Womöglich ist das auch ein Problem des Films, nämlich, dass er mit einem Klischee zur Verdeutlichung überhöhen will (?) und doch nur das Klischee zementiert…
Immerhin, man wird angeregt, drüber reden…
Vielleicht wirkt die ganze Chose eben dadurch, daß es sich um ein Spiel mit dem Klischee handelt, aber auch nur verzweifelt aufgesetzt. Ich konnte mit dem Film auch nicht sonderlich viel anfangen, obwohl ich mit sehr hohen Erwartungen ins Kino gegangen war.
Ja, aber vielleicht sind die Erwartungen gerade das Problem.
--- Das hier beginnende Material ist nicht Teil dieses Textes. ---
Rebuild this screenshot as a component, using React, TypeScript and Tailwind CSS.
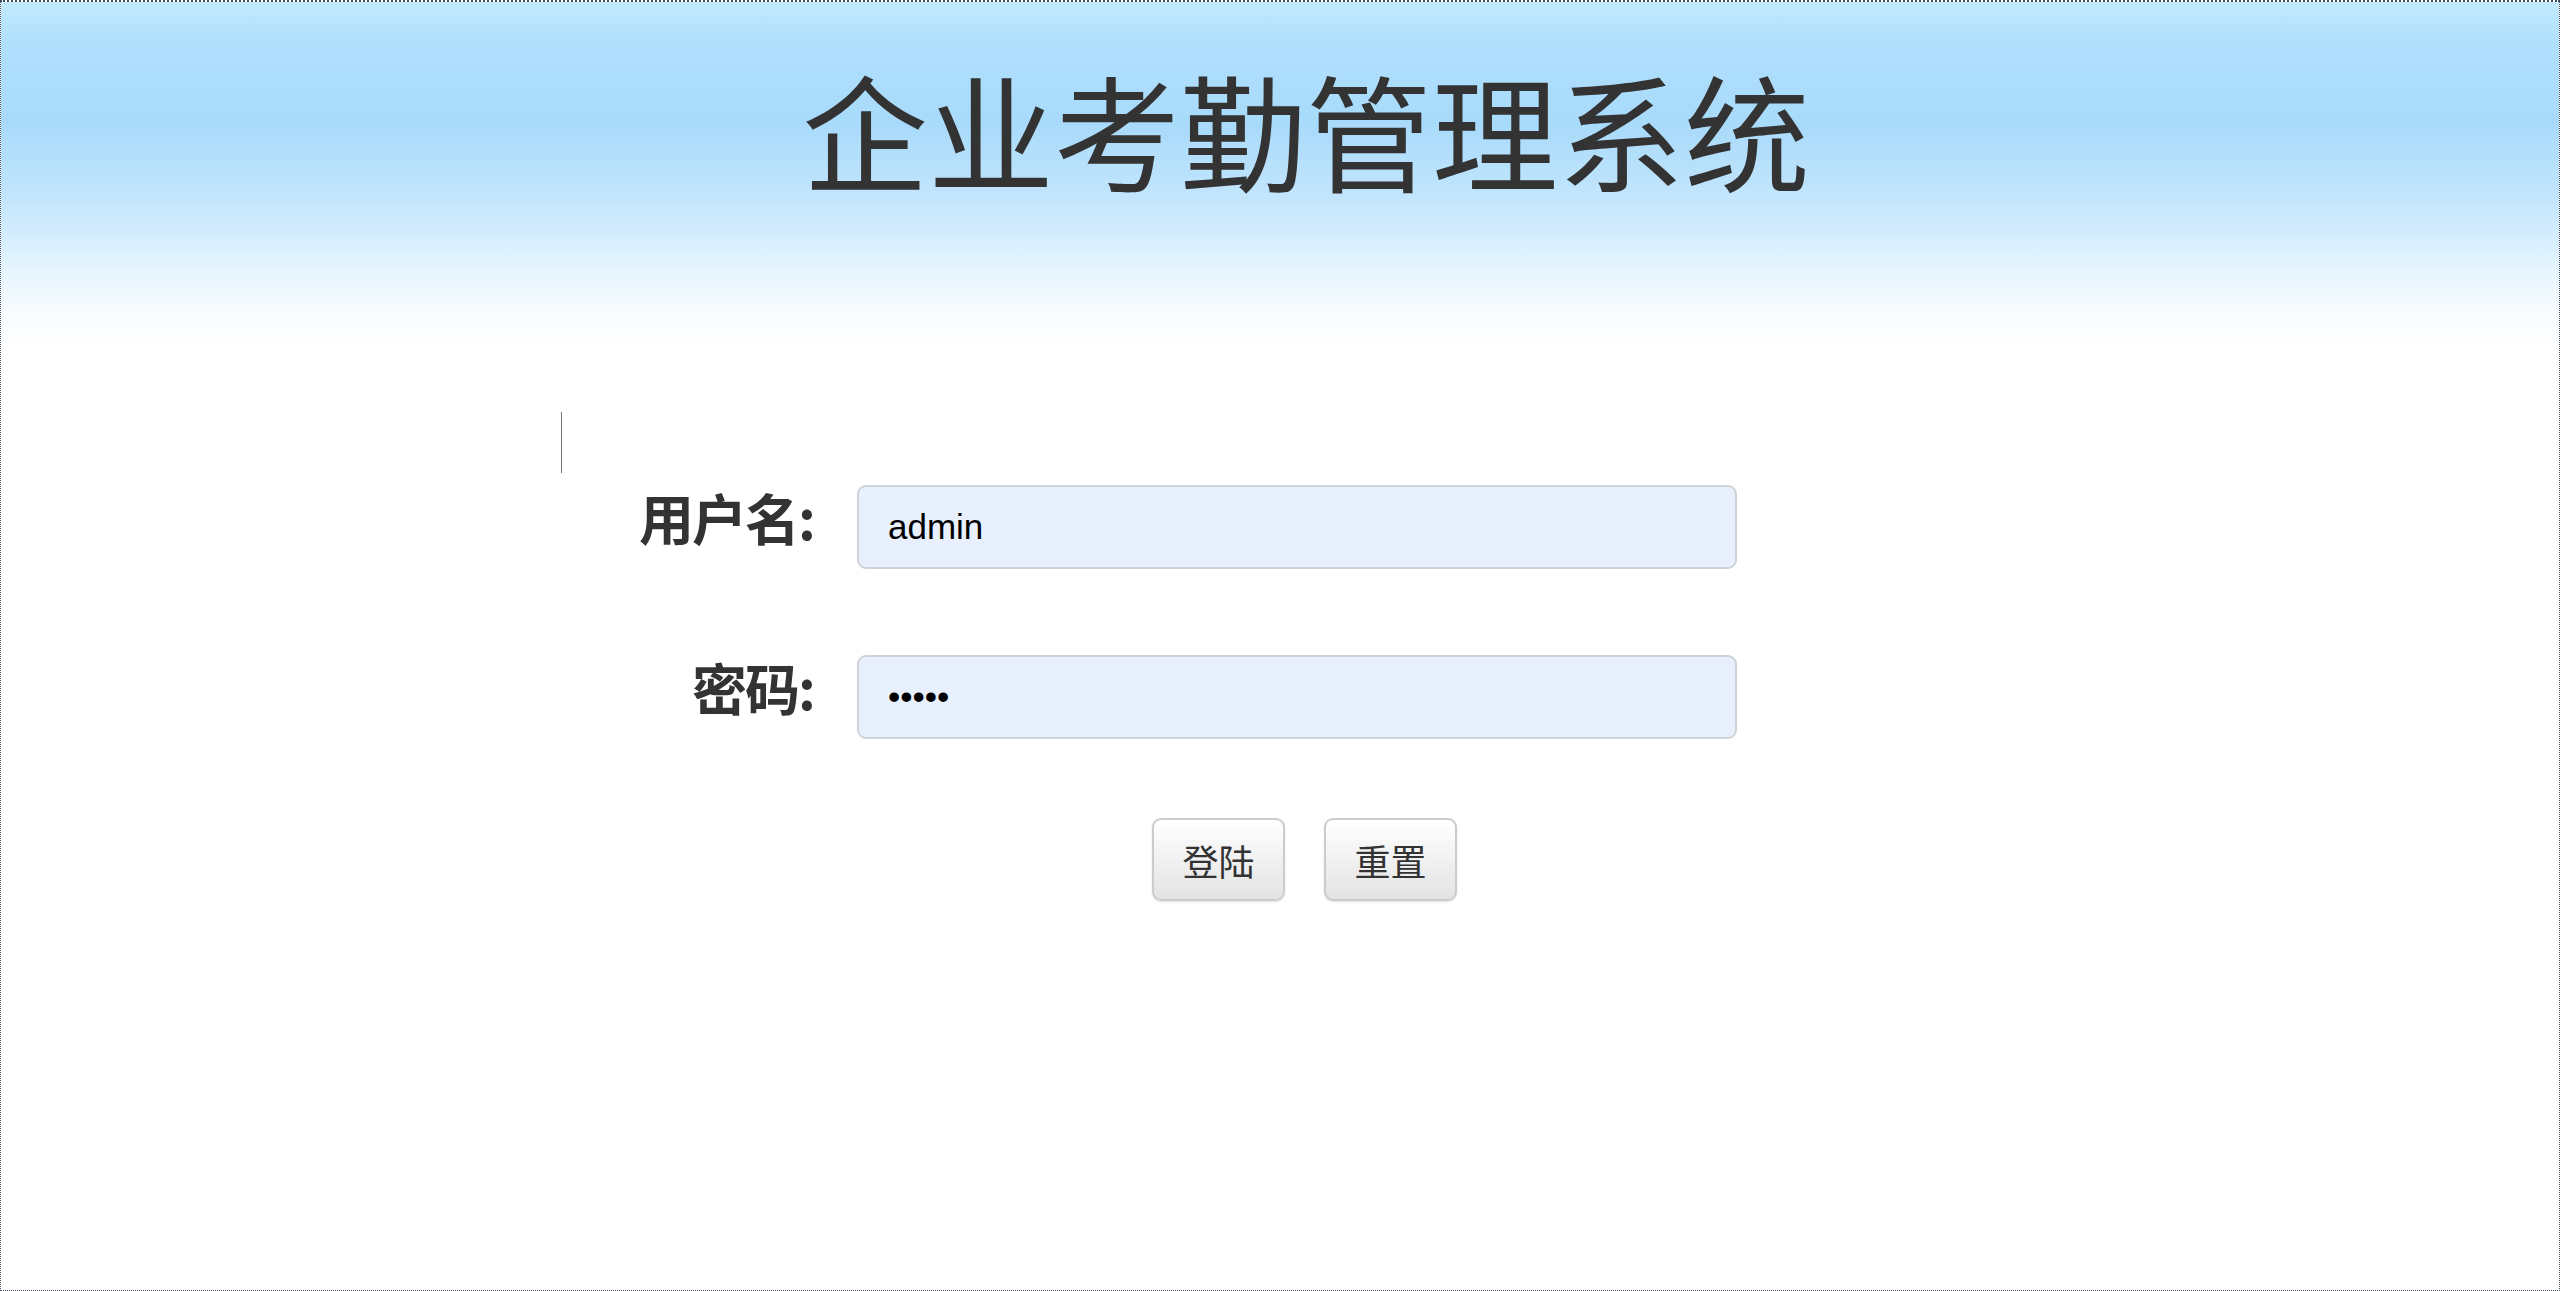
import { useState } from "react";

export default function App() {
    const [username, setUsername] = useState("admin");
    const [password, setPassword] = useState("admin");

    return (
        <div className="h-[1291px] w-full border border-t-2 border-dotted border-[#3f4a5c] bg-white overflow-hidden">
            <div className="h-full w-full bg-[linear-gradient(to_bottom,#c2e9fe_0px,#b0e0fd_40px,#a8dafb_120px,#c4e6fd_200px,#e6f5fe_270px,#f8fcff_310px,#ffffff_345px)] bg-no-repeat bg-[length:100%_360px]">
                <h1 className="pt-[63px] pl-[52px] text-center text-[126px] leading-none font-normal text-[#333333] font-['Noto_Sans_CJK_SC','Noto_Sans',sans-serif]">
                    企业考勤管理系统
                </h1>

                <div className="w-[1600px] mx-auto">
                    <div className="ml-[81px] mt-[221px] w-px h-[61px] bg-[#777777]"></div>

                    <form className="mt-[12px] flex flex-col gap-[86px]" onSubmit={(e) => e.preventDefault()}>
                        <div className="flex items-start gap-[43px]">
                            <label className="w-[334px] mt-[4px] text-right text-[55px] leading-none font-bold tracking-[-2px] text-[#333333] font-['Noto_Sans_CJK_SC',sans-serif]">
                                用户名:
                            </label>
                            <input
                                type="text"
                                value={username}
                                onChange={(e) => setUsername(e.target.value)}
                                className="w-[880px] h-[84px] rounded-[9px] border-2 border-[#cfd3d8] bg-[#e8f0fe] pl-[29px] text-[35px] text-black font-['Liberation_Sans',Arial,sans-serif] outline-none"
                            />
                        </div>
                        <div className="flex items-start gap-[43px]">
                            <label className="w-[334px] mt-[4px] text-right text-[55px] leading-none font-bold tracking-[-2px] text-[#333333] font-['Noto_Sans_CJK_SC',sans-serif]">
                                密码:
                            </label>
                            <input
                                type="password"
                                value={password}
                                onChange={(e) => setPassword(e.target.value)}
                                className="w-[880px] h-[84px] rounded-[9px] border-2 border-[#cfd3d8] bg-[#e8f0fe] pl-[29px] text-[35px] text-black font-['Liberation_Sans',Arial,sans-serif] outline-none"
                            />
                        </div>
                    </form>

                    <div className="mt-[79px] ml-[672px] flex gap-[39px]">
                        <button className="w-[133px] h-[83px] rounded-[9px] border-2 border-[#cccccc] bg-gradient-to-b from-white to-[#e3e3e3] shadow-[0_1px_2px_rgba(0,0,0,0.12)] text-[36px] text-[#333333] font-['Noto_Sans_CJK_SC',sans-serif]">
                            登陆
                        </button>
                        <button
                            className="w-[133px] h-[83px] rounded-[9px] border-2 border-[#cccccc] bg-gradient-to-b from-white to-[#e3e3e3] shadow-[0_1px_2px_rgba(0,0,0,0.12)] text-[36px] text-[#333333] font-['Noto_Sans_CJK_SC',sans-serif]"
                            onClick={() => {
                                setUsername("");
                                setPassword("");
                            }}
                        >
                            重置
                        </button>
                    </div>
                </div>
            </div>
        </div>
    );
}
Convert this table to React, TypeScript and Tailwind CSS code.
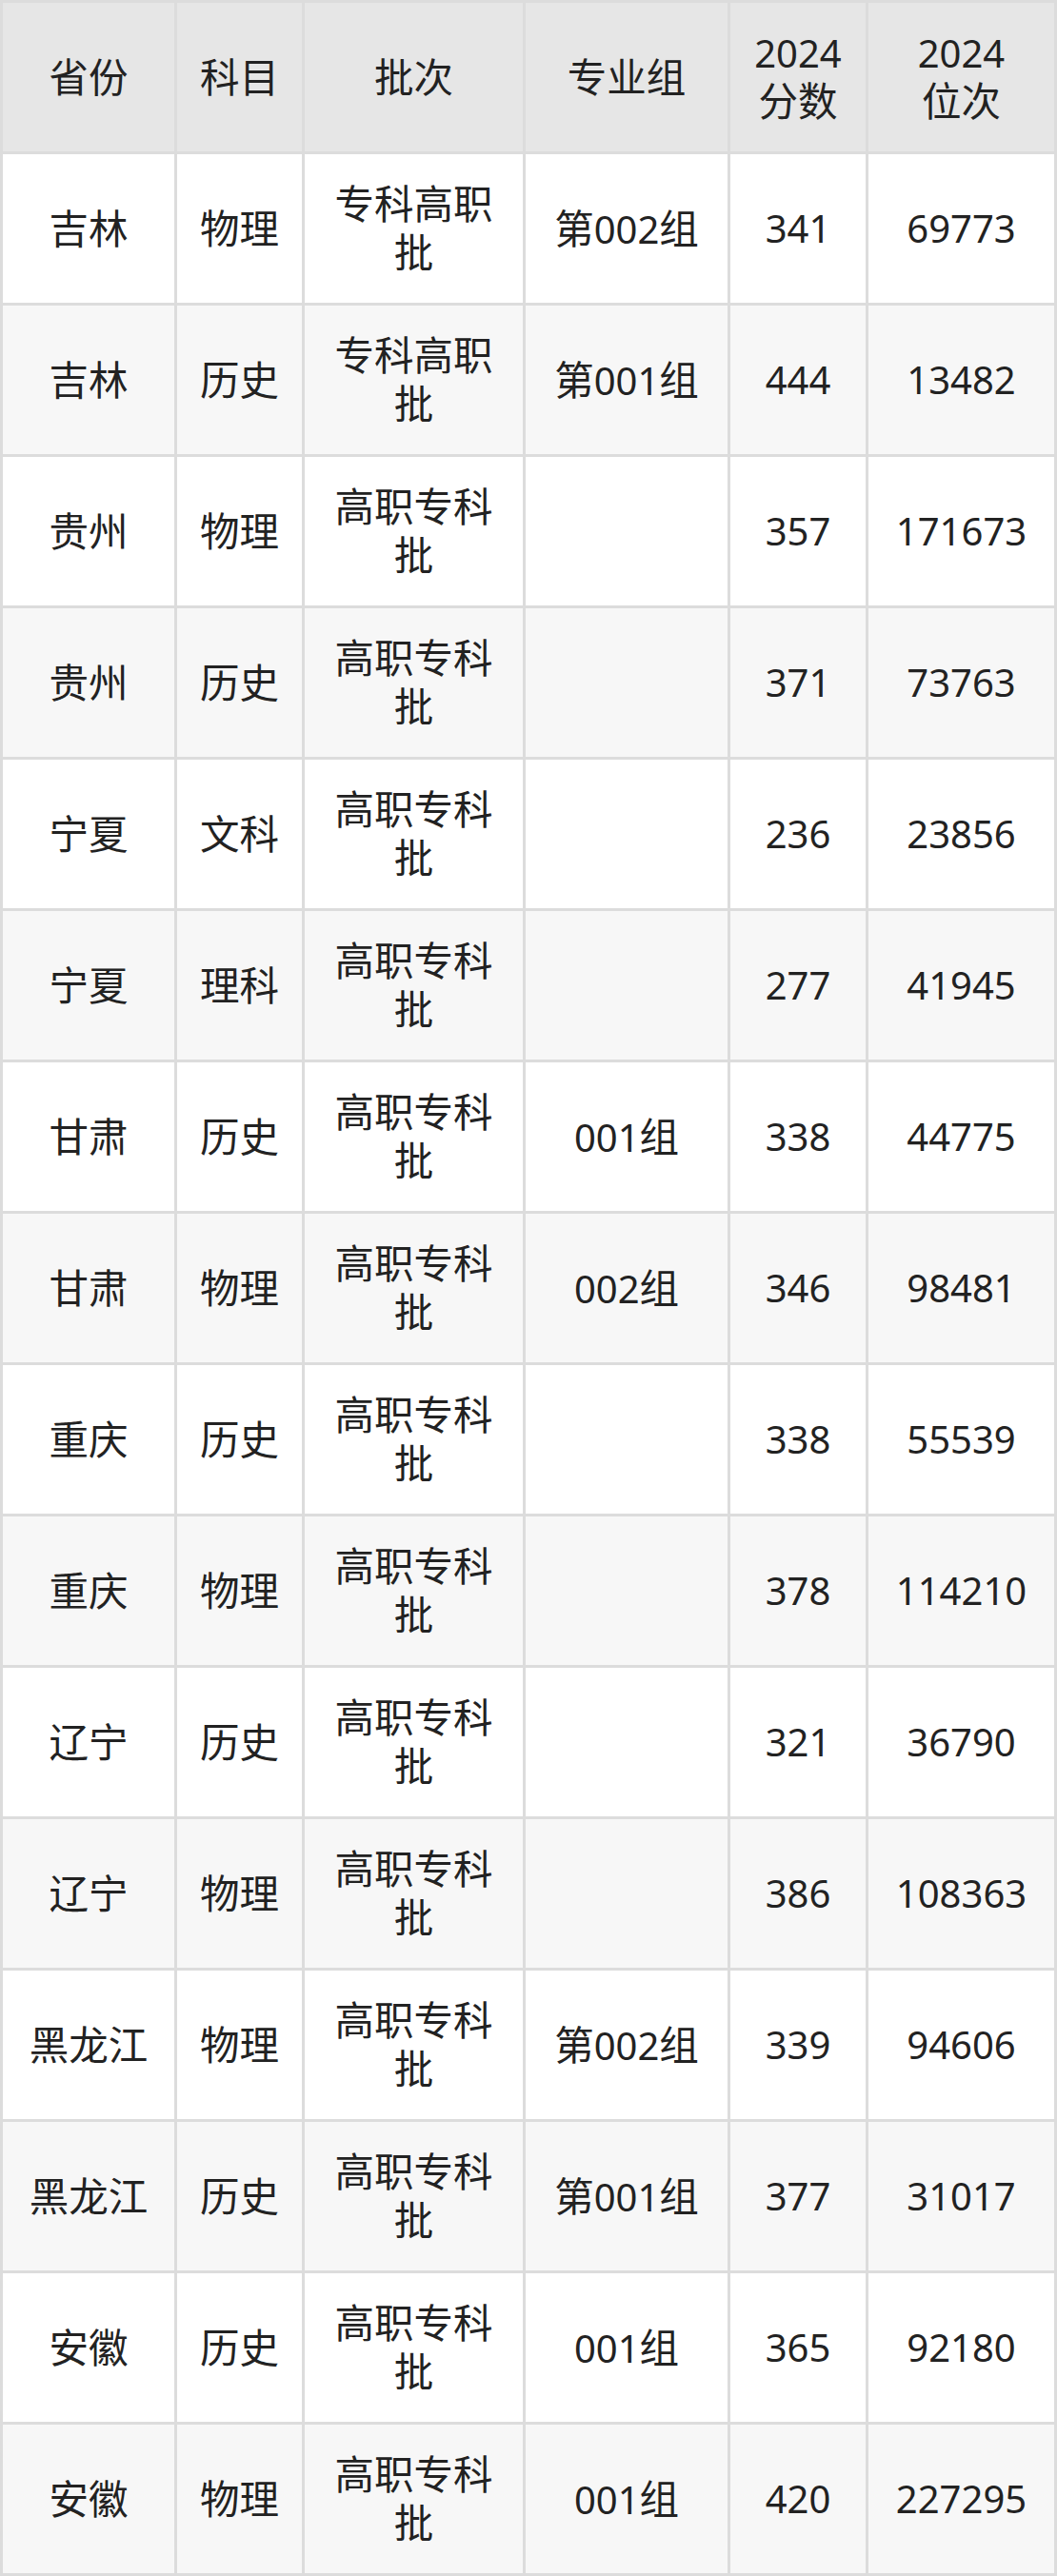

Abschließend noch die Bemerkung: Es geht eigentlich gar nicht spezifisch um Schwule. Sondern um eine nicht gelebte Liebe – diese Tragik ist unabhängig von der Geschlechtszugehörigkeit.
Ich möchte allen übrigens Anke Gröners sehr schöne Rezension des Films nahelegen. Sie steht hier: http://www.ankegroener.de/?p=1409
Ja, das stimmt, Matt. (Beides.)
ich muss den film unbedingt noch mal auf deutsch sehen, weil ich im original einfach das genuschelte texanisch gar nicht verstanden habe. vielleicht eröffnet sich mir dann noch eine andere sichtweise, denn nach dem ersten schauen blieben mir eher die figuren als die story im kopf. ich konnte die zwanzigjährige entwicklung nicht so ganz nachvollziehen, weil die figuren sich äußerlich nicht großartig änderten. und wenn dann sahen sie wie die frau des rodeoreiters verkleidet aus. ich konnte ihnen ihr gespieltes alter einfach nicht abnehmen. ebenso diese vater tochter geschichte, als die tochter schon älter ist. ich dachte immer nur, daß er sie im nächten film als ihr date zum abschlußball begleitet.
vielleicht spricht mich beim nächsten schauen ja die inhaltliche seite an.
mich hat der film im gegensatz zu franziska sehr gepackt. aber: hut ab vor deiner kritik!